Many Computer Firsts
The rest of the history of computer development seems to rush by in a blur. The first electronic programmable computer, called the Colossus, was invented in 1943 and helped British code breakers to read encrypted German messages during World War 2. And from there, we have the invention of the first digital computer in 1946. A computer called ENIAC took up over 1,800 square feet, packed in 18,000 vacuum tubes, and weighed in at 50 tons. By 1974, we had the first personal computer that could be purchased by the masses, the Altair 8800. And today, we’ve got computers that we can strap to our wrists; the progress is just mindblowing.
Laying the Foundations
This isn’t just a history lesson in this blog; there’s a reminder. It’s a reminder about the importance of foundations and how most great inventions are built on top of them. Without Charles Babbage’s early success with a mechanical computational machine or Ada Lovelace’s success with understanding the possibilities of computer programming, we would never be where we are today. And this is how progress in engineering works on a large scale, even beyond computers.

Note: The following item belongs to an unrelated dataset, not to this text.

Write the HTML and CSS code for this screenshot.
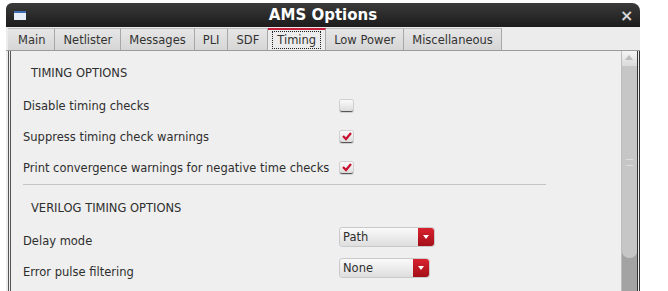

All of the work that we do, day in and day out, is done because we stand on the shoulders of creators that came before us. But we’re not just drawing the same old circuits or recreating the same parts from scratch. We’re building on what we or someone else created in the past that can be trusted and relied upon. In many ways, the success that we experience today is only possible because of the work is done in the past. Whether that’s through your own engineering efforts or from inventors and visionaries like Charles Babbage and Ada Lovelace. These two saw the future clearly and pointed us in a new direction. And without them, our digital computer age would never be as it is today.